Tras la barbarie de la Segunda Guerra Mundial, lo que buscaron los Estados fundadores de la Organización de Naciones Unidas (ONU) –China, Francia, Rusia (en esa época, la URSS), el Reino Unido y Estados Unidos– no fue otra cosa que la consolidación y el mantenimiento de la paz, la seguridad, la solución pacífica de los conflictos, el respeto a la dignidad humana y sus derechos esenciales, el freno a los abusos de gobiernos tiránicos.
En 1948 se aprobó la Declaración Universal de los Derechos Humanos y en 1949, con el propósito común de limitar al máximo la crueldad de guerras inevitables, estableciendo unas reglas mínimas que resguardaran y protegieran a quienes no participan en las hostilidades (la población civil, por ejemplo, o el personal de salud) y a los heridos, enfermos y prisioneros, fueron celebrados los cuatro convenios de Ginebra y –en años posteriores– sus protocolos y tratados adicionales, sentando las bases de lo que hoy conocemos como Derecho Internacional Humanitario (DIH).

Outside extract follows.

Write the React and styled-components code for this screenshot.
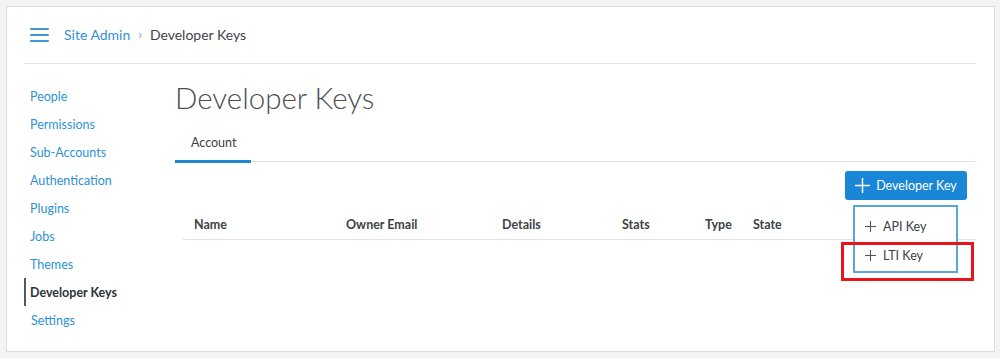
import React from 'react';
import styled, { createGlobalStyle } from 'styled-components';

const Global = createGlobalStyle`
  html, body {
    margin: 0;
    padding: 0;
    background: #f4f4f4;
    font-family: Lato, "Open Sans", "Liberation Sans", sans-serif;
  }
`;

const Frame = styled.div`
  margin: 6px 0 0 6px;
  width: 987px;
  height: 344px;
  background: #fff;
  border: 1px solid #dcdcdc;
  display: flex;
  flex-direction: column;
  overflow: hidden;
`;

const Header = styled.header`
  margin: 0 18px 0 17px;
  height: 56px;
  border-bottom: 1px solid #e3e3e3;
  display: flex;
  align-items: center;
  padding-left: 6px;
  gap: 15px;
`;

const Crumbs = styled.nav`
  display: flex;
  align-items: center;
  gap: 8px;
  font-size: 14px;
  color: #3f4347;
  margin-top: -2px;
`;

const CrumbLink = styled.a`
  color: #2e91d6;
  text-decoration: none;
`;

const Sep = styled.span`
  color: #9aa0a4;
  font-size: 13px;
`;

const Body = styled.div`
  display: flex;
  flex: 1;
`;

const Sidebar = styled.ul`
  list-style: none;
  margin: 0;
  padding: 18px 0 0 17px;
  width: 168px;
  box-sizing: border-box;
`;

const NavItem = styled.li`
  height: 28px;
  display: flex;
  align-items: center;
  padding-left: ${p => (p.$shift ? 5 : 4)}px;
  font-size: 12.5px;
  color: ${p => (p.$active ? '#2d3338' : '#2e91d6')};
  font-weight: ${p => (p.$active ? 700 : 400)};
  border-left: 2px solid ${p => (p.$active ? '#555a5e' : 'transparent')};
`;

const Main = styled.main`
  flex: 1;
  margin-right: 18px;
  padding-top: 17px;
`;

const Title = styled.h1`
  margin: 0;
  font-size: 29.5px;
  line-height: 34px;
  font-weight: 300;
  color: #4b4f54;
`;

const Tabs = styled.div`
  margin-top: 19px;
  border-bottom: 1px solid #e3e3e3;
  display: flex;
`;

const Tab = styled.div`
  padding: 0 15px 8px 16px;
  font-size: 12.5px;
  line-height: 18px;
  color: #3b4045;
  border-bottom: 3px solid ${p => (p.$active ? '#1f86d0' : 'transparent')};
  margin-bottom: -2px;
`;

const Toolbar = styled.div`
  display: flex;
  justify-content: flex-end;
  padding: 9px 9px 0 0;
`;

const MenuAnchor = styled.div`
  position: relative;
`;

const PrimaryButton = styled.button`
  height: 29px;
  width: 122px;
  border: none;
  border-radius: 3px;
  background: #1a86d6;
  color: #fff;
  font-family: inherit;
  font-size: 12.5px;
  display: flex;
  align-items: center;
  justify-content: center;
  gap: 6px;
  padding: 0 8px;
`;

const Menu = styled.div`
  position: absolute;
  top: 34px;
  left: 8px;
  width: 105px;
  height: 68px;
  box-sizing: border-box;
  border: 2px solid #5aa7dc;
  background: #fff;
  padding-top: 5px;
  z-index: 2;
`;

const MenuItem = styled.div`
  height: 29px;
  display: flex;
  align-items: center;
  gap: 7px;
  padding-left: 10px;
  font-size: 12.5px;
  color: #3b4045;
`;

const Highlight = styled.div`
  position: absolute;
  top: 71px;
  left: -4px;
  width: 133px;
  height: 39px;
  box-sizing: border-box;
  border: 3px solid #e8141b;
  z-index: 3;
`;

const Table = styled.div`
  margin: 9px 0 0 8px;
  display: grid;
  grid-template-columns: 152px 156px 120px 83px 48px 1fr;
  height: 30px;
  align-items: center;
  border-bottom: 1px solid #e3e3e3;
`;

const Th = styled.div`
  padding-left: 11px;
  font-size: 12.5px;
  font-weight: 700;
  color: #3d4246;
`;

const Hamburger = () => (
  <svg width="19" height="16" viewBox="0 0 19 16">
    <g stroke="#3c97d7" strokeWidth="2" strokeLinecap="round">
      <line x1="1" y1="2" x2="18" y2="2" />
      <line x1="1" y1="8" x2="18" y2="8" />
      <line x1="1" y1="14" x2="18" y2="14" />
    </g>
  </svg>
);

const Plus = ({ size = 12, color = 'currentColor' }) => (
  <svg width={size} height={size} viewBox="0 0 12 12">
    <g stroke={color} strokeWidth="1.2">
      <line x1="6" y1="0" x2="6" y2="12" />
      <line x1="0" y1="6" x2="12" y2="6" />
    </g>
  </svg>
);

const navItems = ['People', 'Permissions', 'Sub-Accounts', 'Authentication', 'Plugins', 'Jobs', 'Themes', 'Developer Keys', 'Settings'];
const columns = ['Name', 'Owner Email', 'Details', 'Stats', 'Type', 'State'];

export default function App() {
  return (
    <>
      <Global />
      <Frame>
        <Header>
          <Hamburger />
          <Crumbs>
            <CrumbLink>Site Admin</CrumbLink>
            <Sep>›</Sep>
            <span>Developer Keys</span>
          </Crumbs>
        </Header>
        <Body>
          <Sidebar>
            {navItems.map(n => (
              <NavItem key={n} $active={n === 'Developer Keys'} $shift={n === 'Settings'}>{n}</NavItem>
            ))}
          </Sidebar>
          <Main>
            <Title>Developer Keys</Title>
            <Tabs>
              <Tab $active>Account</Tab>
            </Tabs>
            <Toolbar>
              <MenuAnchor>
                <PrimaryButton>
                  <Plus size={15} />
                  Developer Key
                </PrimaryButton>
                <Menu>
                  <MenuItem><Plus size={11} color="#555" />API Key</MenuItem>
                  <MenuItem><Plus size={11} color="#555" />LTI Key</MenuItem>
                </Menu>
                <Highlight />
              </MenuAnchor>
            </Toolbar>
            <Table>
              {columns.map(c => <Th key={c}>{c}</Th>)}
            </Table>
          </Main>
        </Body>
      </Frame>
    </>
  );
}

El Consejo de Seguridad de la ONU –integrado por quince representantes de los Estados – tiene por objetivo primordial la preservación de la paz a nivel internacional, sus decisiones son obligatorias, y puede imponer sanciones ante su incumplimiento. Respecto a tales determinaciones, se estableció que los aludidos Estados fundadores – permanentes– gozaran del poder de veto, que –dicho en términos sencillos– permite que cada uno de ellos pueda bloquear una decisión, aunque sea aprobada por todos los demás integrantes.

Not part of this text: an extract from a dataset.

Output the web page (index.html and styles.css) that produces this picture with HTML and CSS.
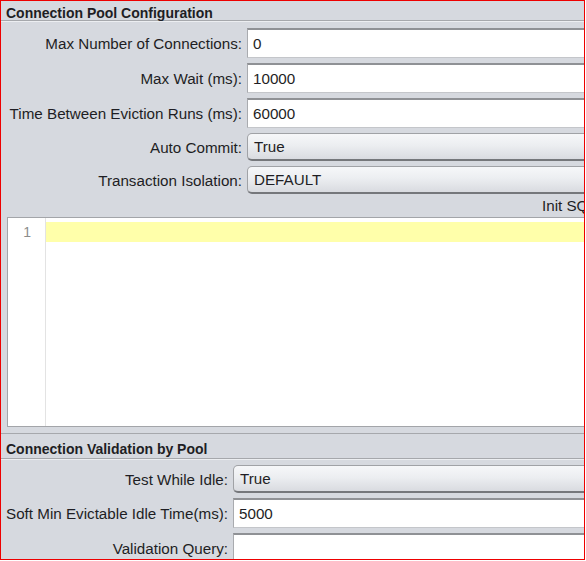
FILE: index.html
```html
<!DOCTYPE html>
<html>
<head>
  <meta charset="utf-8">
  <title>Connection Pool Configuration</title>
  <link rel="stylesheet" href="styles.css">
</head>
<body>
  <div class="frame">
    <div class="section-head">Connection Pool Configuration</div>
    <div class="form form--pool">
      <label class="form__label">Max Number of Connections:</label>
      <div class="field">0</div>
      <label class="form__label">Max Wait (ms):</label>
      <div class="field">10000</div>
      <label class="form__label">Time Between Eviction Runs (ms):</label>
      <div class="field">60000</div>
      <label class="form__label">Auto Commit:</label>
      <div class="combo">True</div>
      <label class="form__label">Transaction Isolation:</label>
      <div class="combo">DEFAULT</div>
    </div>
    <div class="init-label">Init SQL statements separated by new lines:</div>
    <div class="editor">
      <div class="editor__gutter">
        <div class="editor__num">1</div>
      </div>
      <div class="editor__body">
        <div class="editor__line editor__line--current"></div>
      </div>
    </div>
    <div class="section-head section-head--ruled">Connection Validation by Pool</div>
    <div class="form form--validation">
      <label class="form__label">Test While Idle:</label>
      <div class="combo">True</div>
      <label class="form__label">Soft Min Evictable Idle Time(ms):</label>
      <div class="field">5000</div>
      <label class="form__label">Validation Query:</label>
      <div class="field"></div>
    </div>
  </div>
</body>
</html>
```

FILE: styles.css
```css
body {
  margin: 0;
  background: #fff;
  font-family: "Liberation Sans", Arial, sans-serif;
  color: #1e1e24;
}

.frame {
  width: 585px;
  height: 560px;
  box-sizing: border-box;
  border: 1px solid #ee0000;
  background-color: #d6d9df;
  overflow: hidden;
}

.section-head {
  height: 20px;
  padding: 3px 0 0 5px;
  box-sizing: border-box;
  font-size: 14px;
  font-weight: bold;
  line-height: 18px;
  background-color: #d6d9df;
  border-bottom: 1px solid #a6a8ac;
  box-shadow: 0 1px 0 #eceef1;
}
.section-head--ruled {
  height: 26px;
  padding-top: 5px;
  line-height: 20px;
  border-top: 1px solid #a6a8ac;
}

.form {
  display: grid;
  grid-template-columns: 241px 1fr;
  column-gap: 5px;
  row-gap: 5px;
  padding: 7px 0 0 0;
  margin-right: -20px;
  font-size: 15.2px;
}
.form--validation {
  grid-template-columns: 227px 1fr;
  padding-top: 6px;
}
.form__label {
  display: flex;
  align-items: center;
  justify-content: flex-end;
  white-space: nowrap;
}

.field {
  height: 30px;
  box-sizing: border-box;
  padding-left: 5px;
  line-height: 27px;
  background: #fff;
  border: 1px solid #c4c6ca;
  border-top: 2px solid #8f9195;
  border-left-color: #a9abaf;
}

.combo {
  height: 28px;
  box-sizing: border-box;
  padding-left: 6px;
  line-height: 26px;
  border: 1px solid #a0a2a6;
  border-bottom: 2px solid #75777b;
  border-radius: 5px 0 0 5px;
  background: linear-gradient(#f6f7f9, #eceef1 45%, #d9dbe0);
}

.init-label {
  height: 23px;
  padding: 3px 0 0 541px;
  box-sizing: border-box;
  font-size: 15.2px;
  white-space: nowrap;
}

.editor {
  display: flex;
  height: 208px;
  margin: 0 -10px 6px 6px;
  border: 1px solid #a3a5a9;
  background: #fff;
}
.editor__gutter {
  width: 37px;
  border-right: 1px solid #e3e3e3;
  padding-top: 4px;
}
.editor__num {
  height: 20px;
  line-height: 20px;
  padding-right: 14px;
  text-align: right;
  font-size: 14px;
  color: #8c8c8c;
}
.editor__body {
  flex: 1;
  padding-top: 4px;
}
.editor__line {
  height: 20px;
}
.editor__line--current {
  background-color: #ffffaa;
}
```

El poder de veto de los Estados Unidos ha hecho imposible que el Consejo de Seguridad haya expedido una resolución vinculante y efectiva para que cese el fuego.

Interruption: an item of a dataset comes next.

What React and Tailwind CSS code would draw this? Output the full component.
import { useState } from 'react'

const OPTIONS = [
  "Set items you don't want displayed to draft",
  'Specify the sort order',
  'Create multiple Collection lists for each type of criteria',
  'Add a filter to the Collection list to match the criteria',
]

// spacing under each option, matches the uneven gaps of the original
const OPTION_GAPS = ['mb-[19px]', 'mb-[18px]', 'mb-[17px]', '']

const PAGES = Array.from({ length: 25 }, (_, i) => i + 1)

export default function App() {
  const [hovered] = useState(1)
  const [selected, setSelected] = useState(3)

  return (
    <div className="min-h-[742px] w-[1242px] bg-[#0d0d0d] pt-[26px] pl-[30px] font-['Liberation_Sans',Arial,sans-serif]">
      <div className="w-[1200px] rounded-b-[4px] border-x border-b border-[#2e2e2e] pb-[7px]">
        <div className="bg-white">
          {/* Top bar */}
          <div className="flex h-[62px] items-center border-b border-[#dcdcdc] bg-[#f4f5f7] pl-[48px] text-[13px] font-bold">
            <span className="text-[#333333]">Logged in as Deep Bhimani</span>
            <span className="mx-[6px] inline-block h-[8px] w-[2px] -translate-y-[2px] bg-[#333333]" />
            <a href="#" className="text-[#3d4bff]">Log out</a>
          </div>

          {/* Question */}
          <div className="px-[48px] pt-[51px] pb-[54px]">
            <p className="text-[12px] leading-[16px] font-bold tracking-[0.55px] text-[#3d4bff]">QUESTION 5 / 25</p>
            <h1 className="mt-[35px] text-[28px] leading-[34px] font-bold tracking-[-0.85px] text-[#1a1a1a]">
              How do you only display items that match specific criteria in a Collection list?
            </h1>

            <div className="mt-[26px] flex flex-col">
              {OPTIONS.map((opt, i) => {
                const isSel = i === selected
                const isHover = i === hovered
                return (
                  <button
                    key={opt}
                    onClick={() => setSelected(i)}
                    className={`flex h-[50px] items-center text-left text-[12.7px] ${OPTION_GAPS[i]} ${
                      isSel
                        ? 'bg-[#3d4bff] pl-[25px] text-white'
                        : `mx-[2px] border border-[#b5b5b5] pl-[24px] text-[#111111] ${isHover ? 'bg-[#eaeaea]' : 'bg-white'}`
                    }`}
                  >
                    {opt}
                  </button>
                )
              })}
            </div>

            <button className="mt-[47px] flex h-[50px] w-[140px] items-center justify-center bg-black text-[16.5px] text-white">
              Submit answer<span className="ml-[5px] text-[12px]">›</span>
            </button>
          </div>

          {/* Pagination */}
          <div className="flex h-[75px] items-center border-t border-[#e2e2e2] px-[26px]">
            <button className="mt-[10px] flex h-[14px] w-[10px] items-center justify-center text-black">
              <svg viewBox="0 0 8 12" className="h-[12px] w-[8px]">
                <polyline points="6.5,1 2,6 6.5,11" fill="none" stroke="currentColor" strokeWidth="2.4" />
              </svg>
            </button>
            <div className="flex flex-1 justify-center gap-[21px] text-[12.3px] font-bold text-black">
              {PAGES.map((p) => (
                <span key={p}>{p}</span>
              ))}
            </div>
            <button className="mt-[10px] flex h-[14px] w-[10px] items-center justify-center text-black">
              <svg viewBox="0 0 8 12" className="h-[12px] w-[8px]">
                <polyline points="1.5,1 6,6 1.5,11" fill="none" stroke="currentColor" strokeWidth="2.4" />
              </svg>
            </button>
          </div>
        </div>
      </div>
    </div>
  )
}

Quien esto escribe no comparte la subsistencia del poder de veto, porque, si bien pudo ser conveniente en los primeros años, ya no se justifica; otorga preferencia, rompe la igualdad y da lugar a un perjudicial desequilibrio en la toma de decisiones, al propiciar que uno solo –por capricho o interés– esté en capacidad de impedir que el Consejo de Seguridad y las Naciones Unidas cumplan su trascendental papel en la preservación de la paz y en la observancia del Derecho Internacional Humanitario, como lo hemos visto recientemente.
En ese contexto, vetar significa oponerse unilateralmente a lo resuelto en votación y someter a la mayoría, que se ve precisada a aceptar –sin recurso alguno– lo que impone quien goza de ese poder.
Lo cierto es que, si consideramos cuanto ha venido ocurriendo en la guerra entre Rusia y Ucrania, y desde el 7 de octubre en la Franja de Gaza entre Israel y Hamás, de poco o nada han servido las declaraciones y gestiones de la ONU. En el momento de escribir estas líneas, el poder de veto de los Estados Unidos ha hecho imposible que el Consejo de Seguridad haya expedido una resolución vinculante y efectiva para que cese el fuego, sean liberados los prisioneros y rehenes de uno y otro lado, se ponga fin a los crímenes de guerra y de lesa humanidad, no se siga involucrando a la población civil –ajena al conflicto–, no continúe la flagrante vulneración de los derechos humanos y se restablezca la vigencia y observancia del Derecho Internacional Humanitario.
Israel dice defenderse de Hamás. Sin apoyar los actos terroristas ni la toma de rehenes por parte de Hamás –que son inaceptables–, cabe recordar el principio jurídico según el cual la defensa debe ser proporcionada a la agresión. No se ve proporción alguna en los bombardeos indiscriminados contra la población civil, los miles de niños muertos, heridos, mutilados, abandonados, presos; los ataques a hospitales, iglesias, campos de refugiados, ambulancias; el cerco y el encierro sobre miles de familias, en medio del hambre y la sed, en constante peligro de caer bajo las bombas o las balas; la matanza de periodistas.
Confiemos en que la ONU, sin vetos, el DIH y la Corte Penal Internacional hagan lo que les corresponde.